I think, the "natural" value of y when two threads has runned this portion of
code is 'y == 7'. But i was wondering why 'y != 6' since the 'volatile' keyword
is not used.

Answers to my post give me the reason as far as i understand them :

Anand> variables are not stored in registers across function calls.

Now, more questions arise :

- when the 'volatile' keyword must be used in multithreaded programming
?

- (related to Java thread) does JVM implements the Java 'volatile'
keyword and how ?

Thanks for all your past and futures thoughtful responses.

David Butenhof

unread,

Dec 11, 2001, 7:41:02 AM12/11/01

to

Pierre Vigneras wrote:

> Hum, the big joke ! My example was written too rapidly and i'm confused
> about that. I should have writen :
>
> int x = 5; // Global variables
> int y = 0;
>
> pthread_mutex_lock(&lock);
> y=++x;
> pthread_mutex_unlock(&lock);
>
> I think, the "natural" value of y when two threads has runned this portion
> of code is 'y == 7'. But i was wondering why 'y != 6' since the 'volatile'
> keyword is not used.

Because both threads use a mutex, they are guaranteed mutually exclusive
access and a consistent view of memory. The first will see x == 5 and leave
y == 6; the second will see x == 6 and leave y == 7.

> Answers to my post give me the reason as far as i understand them :
>
> Anand> variables are not stored in registers across function calls.
>
> Now, more questions arise :
>
> - when the 'volatile' keyword must be used in multithreaded
> programming?

Never in PORTABLE threaded programs. The semantics of the C and C++
"volatile" keyword are too loose, and insufficient, to have any particular
value with threads. You don't need it if you're using portable
synchronization (like a POSIX mutex or semaphore) because the semantics of
the synchronization object provide the consistency you need between threads.

The only use for "volatile" is in certain non-portable "optimizations" to
synchronize at (possibly) lower cost in certain specialized circumstances.
That depends on knowing and understanding the specific semantics of
"volatile" under your particular compiler, and what other machine-specific
steps you might need to take. (For example, using "memory barrier" builtins
or assembly code.)

In general, you're best sticking with POSIX synchronization, in which case
you've got no use at all for "volatile". That is, unless you have some
existing use for the feature having nothing to do with threads, such as to
allow access to a variable after longjmp(), or in an asynchronous signal
handler, or when accessing hardware device registers.

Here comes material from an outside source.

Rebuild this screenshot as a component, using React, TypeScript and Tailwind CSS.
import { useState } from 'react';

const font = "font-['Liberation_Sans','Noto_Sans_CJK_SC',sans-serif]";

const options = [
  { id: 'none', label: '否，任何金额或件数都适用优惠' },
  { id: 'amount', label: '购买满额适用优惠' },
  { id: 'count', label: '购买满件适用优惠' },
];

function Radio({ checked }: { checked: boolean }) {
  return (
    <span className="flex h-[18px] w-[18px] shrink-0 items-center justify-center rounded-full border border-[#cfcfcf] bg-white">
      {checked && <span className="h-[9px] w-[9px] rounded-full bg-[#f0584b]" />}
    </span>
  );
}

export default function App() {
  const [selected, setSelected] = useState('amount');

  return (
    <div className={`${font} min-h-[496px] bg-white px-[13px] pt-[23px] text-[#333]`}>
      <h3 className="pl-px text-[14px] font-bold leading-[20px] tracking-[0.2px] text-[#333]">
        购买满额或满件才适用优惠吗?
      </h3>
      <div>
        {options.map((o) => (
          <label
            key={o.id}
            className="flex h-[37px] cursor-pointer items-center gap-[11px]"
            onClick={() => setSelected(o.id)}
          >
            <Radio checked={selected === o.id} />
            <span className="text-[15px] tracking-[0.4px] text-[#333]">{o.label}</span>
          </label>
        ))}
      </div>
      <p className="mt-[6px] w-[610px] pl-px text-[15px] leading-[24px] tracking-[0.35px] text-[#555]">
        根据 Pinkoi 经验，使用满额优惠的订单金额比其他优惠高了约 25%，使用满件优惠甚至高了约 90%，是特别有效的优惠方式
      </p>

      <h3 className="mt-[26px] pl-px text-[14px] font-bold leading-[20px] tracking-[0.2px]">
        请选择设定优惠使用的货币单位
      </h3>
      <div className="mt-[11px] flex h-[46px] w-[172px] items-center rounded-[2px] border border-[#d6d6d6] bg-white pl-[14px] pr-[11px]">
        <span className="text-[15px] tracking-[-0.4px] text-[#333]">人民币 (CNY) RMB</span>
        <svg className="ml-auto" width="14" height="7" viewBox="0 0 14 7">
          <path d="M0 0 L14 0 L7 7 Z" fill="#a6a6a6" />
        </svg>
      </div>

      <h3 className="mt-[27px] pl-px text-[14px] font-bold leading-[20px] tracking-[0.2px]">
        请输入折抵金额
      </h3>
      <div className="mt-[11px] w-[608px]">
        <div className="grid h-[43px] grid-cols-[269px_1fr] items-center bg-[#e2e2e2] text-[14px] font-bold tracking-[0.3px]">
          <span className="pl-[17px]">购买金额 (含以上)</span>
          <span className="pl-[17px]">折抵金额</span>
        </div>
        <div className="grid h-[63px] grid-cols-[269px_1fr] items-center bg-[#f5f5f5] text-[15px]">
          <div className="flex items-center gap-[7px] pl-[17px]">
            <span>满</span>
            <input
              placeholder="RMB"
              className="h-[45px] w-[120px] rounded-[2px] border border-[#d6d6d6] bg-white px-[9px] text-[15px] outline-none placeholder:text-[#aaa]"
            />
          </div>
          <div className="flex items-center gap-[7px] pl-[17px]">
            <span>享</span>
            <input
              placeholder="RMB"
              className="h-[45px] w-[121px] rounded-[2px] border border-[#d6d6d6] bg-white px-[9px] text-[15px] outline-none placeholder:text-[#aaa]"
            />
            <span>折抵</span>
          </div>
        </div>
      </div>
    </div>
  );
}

> - (related to Java thread) does JVM implements the Java 'volatile'
> keyword and how ?

Which JVM? Which definition of "volatile"? In general, the JVM just needs
to manage its value caching and use of memory barriers to meet the defined
semantics. There, wasn't that easy? ;-)

/------------------[ David.B...@compaq.com ]------------------\
| Compaq Computer Corporation POSIX Thread Architect |
| My book: http://www.awl.com/cseng/titles/0-201-63392-2/ |
\-----[ http://home.earthlink.net/~anneart/family/dave.html ]-----/

Konrad Schwarz

unread,

Dec 11, 2001, 10:52:37 AM12/11/01

to

David Butenhof schrieb:

> > - when the 'volatile' keyword must be used in multithreaded
> > programming?
>
> Never in PORTABLE threaded programs. The semantics of the C and C++
> "volatile" keyword are too loose, and insufficient, to have any particular
> value with threads. You don't need it if you're using portable
> synchronization (like a POSIX mutex or semaphore) because the semantics of
> the synchronization object provide the consistency you need between threads.

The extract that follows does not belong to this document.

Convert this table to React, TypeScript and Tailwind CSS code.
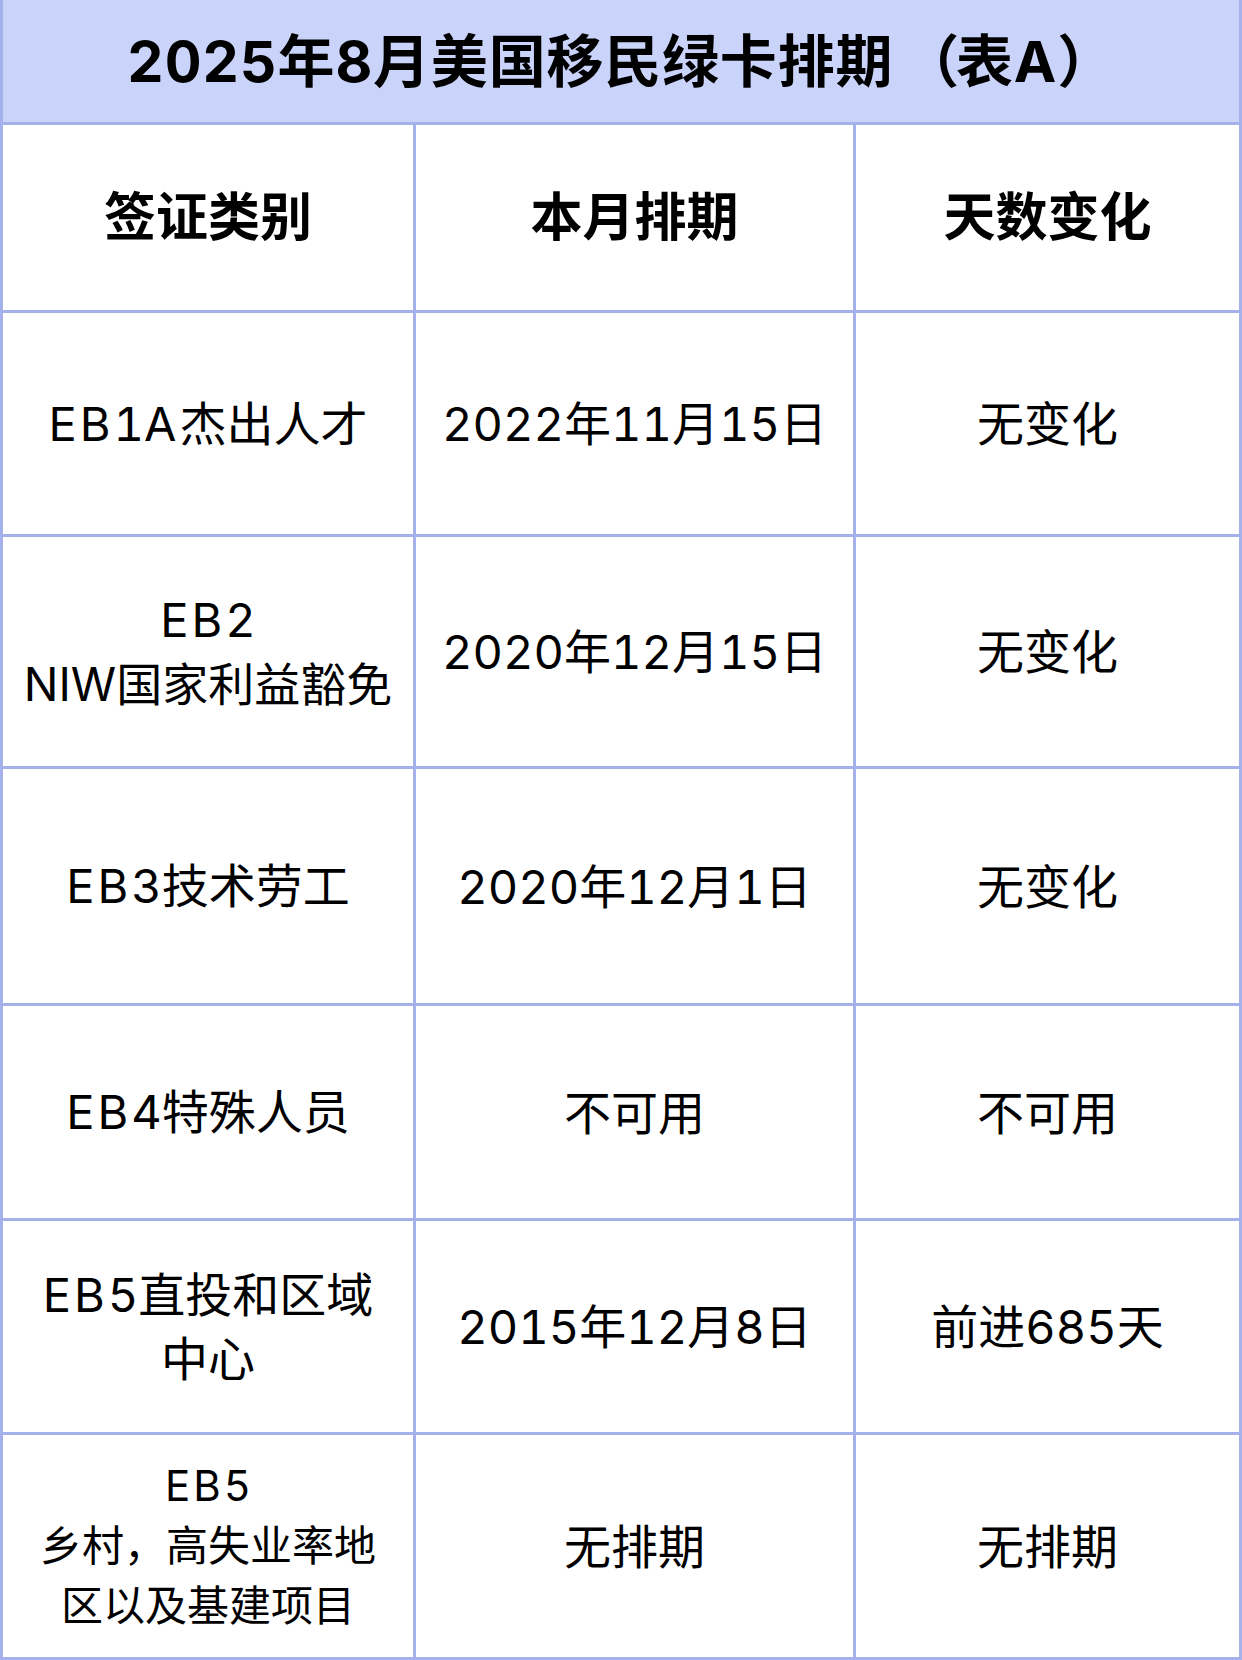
const rows: { name: string[]; date: string; change: string; h: string; small?: boolean }[] = [
  { name: ['EB1A杰出人才'], date: '2022年11月15日', change: '无变化', h: 'h-[221px]' },
  { name: ['EB2', 'NIW国家利益豁免'], date: '2020年12月15日', change: '无变化', h: 'h-[229px]' },
  { name: ['EB3技术劳工'], date: '2020年12月1日', change: '无变化', h: 'h-[234px]' },
  { name: ['EB4特殊人员'], date: '不可用', change: '不可用', h: 'h-[212px]' },
  { name: ['EB5直投和区域', '中心'], date: '2015年12月8日', change: '前进685天', h: 'h-[211px]' },
  { name: ['EB5', '乡村，高失业率地', '区以及基建项目'], date: '无排期', change: '无排期', h: 'h-[222px]', small: true },
];

const font = { fontFamily: 'Inter, "Noto Sans CJK SC", sans-serif' };

// latin letters sit a bit looser than the CJK glyphs
function Mixed({ text, loose = true }: { text: string; loose?: boolean }) {
  return (
    <>
      {text.split(/([A-Za-z]+)/).map((part, i) =>
        /[A-Za-z]/.test(part) && loose ? (
          <span key={i} className="tracking-[3px]">
            {part}
          </span>
        ) : (
          <span key={i}>{part}</span>
        )
      )}
    </>
  );
}

export default function App() {
  return (
    <div
      className="w-[1242px] h-[1660px] bg-[#a5b1ea] px-[3px] pb-[3px] grid grid-cols-[410px_437px_383px] gap-[3px] text-black tabular-nums"
      style={font}
    >
      <div className="col-span-3 h-[122px] bg-[#cad3fa] flex items-center justify-center">
        <h1 className="text-[57px] font-bold leading-none tracking-[0.8px]">
          2025年8月美国移民绿卡排期<span className="ml-[9px] -mr-[4px]">（</span>表A）
        </h1>
      </div>

      {['签证类别', '本月排期', '天数变化'].map((t) => (
        <div key={t} className="h-[185px] bg-white flex items-center justify-center">
          <span className="text-[52px] font-bold leading-none">{t}</span>
        </div>
      ))}

      {rows.map((r, i) => (
        <div key={i} className="contents">
          <div className={`${r.h} bg-white flex flex-col items-center justify-center text-center`}>
            {r.name.map((line) => {
              const niw = line.startsWith('NIW');
              return (
                <span
                  key={line}
                  className={
                    r.small ? 'text-[42px] leading-[60px]' : niw ? 'text-[46px] leading-[64px]' : 'text-[47px] leading-[64px]'
                  }
                >
                  <Mixed text={line} loose={!niw} />
                </span>
              );
            })}
          </div>
          <div className={`${r.h} bg-white flex items-center justify-center`}>
            <span className="text-[47px] leading-none">
              <Mixed text={r.date} />
            </span>
          </div>
          <div className={`${r.h} bg-white flex items-center justify-center`}>
            <span className="text-[47px] leading-none">
              <Mixed text={r.change} />
            </span>
          </div>
        </div>
      ))}
    </div>
  );
}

Where exactly does POSIX specify this? Or is it by omission?

Brooks Johnson

unread,

Dec 11, 2001, 1:58:16 PM12/11/01

to

Konrad Schwarz <konradDO...@mchpDOTsiemens.de> wrote in message news:<3C162BC5...@mchpDOTsiemens.de>...

It is the C language standard that specifies the requirements of the
"volatile" keyword. IIRC, POSIX does not appear to "add anything" to
the requirements.

Refer to Kaz Kylheku's most informative newsgroup post with
Message-ID: <slrn96bsf...@ashi.FootPrints.net>

I cut and paste a small number of lines from his post (that are very
relevant to your question):
-----------------------------------------------------
There are only two places in the standard C language where the use of
volatile is required of the programmer:

--- When an auto object is accessed after a longjmp, and that object
has been modified since the context had been saved with setjmp, the
object must be declared volatile.

--- A signal handler may store a value to a static object of type
volatile
sig_atomic_t.
-----------------------------------------------------

Dave Butenhof notes pretty much the same points in his post that you
responded to.

Which brings up a question. How does the C compiler ensure that access
to this "static object of type volatile sig_atomic_t" is
reentrant-safe? The signal handler may be trying to store a value in
it at the same time the non-signal handling portion of the program may
be trying to access it - right? Is this handled by a ISO C compliant
compiler on all platforms, or would this be a case where a programmer
would need to apply what Butenhof writes: "That depends on knowing and

understanding the specific semantics of 'volatile' under your
particular compiler, and what other machine-specific steps you might
need to take. (For example, using 'memory barrier' builtins or

assembly code.)" Wow - all this for a program that is single-threaded
but has reentrancy.

--Brooks

Kaz Kylheku

unread,

Dec 11, 2001, 3:19:04 PM12/11/01

to

In article <186775ea.01121...@posting.google.com>, Brooks

Johnson wrote:
>Which brings up a question. How does the C compiler ensure that access
>to this "static object of type volatile sig_atomic_t" is
>reentrant-safe?

However the implementors want. For example, they can generate code
which disables interrupts around all accesses to the object, if that's
what makes sense on the given platform. Or rely on the hardware to make
accesses atomic to that datatype.

Agathocles, Tyrant of Syracuse

unread,

Dec 11, 2001, 10:24:52 AM12/11/01

to

On 11 Dec 2001 10:21:30 +0100, vign...@labri.fr (Pierre Vigneras) wrote:
> Now, more questions arise :
>
> - when the 'volatile' keyword must be used in multithreaded programming ?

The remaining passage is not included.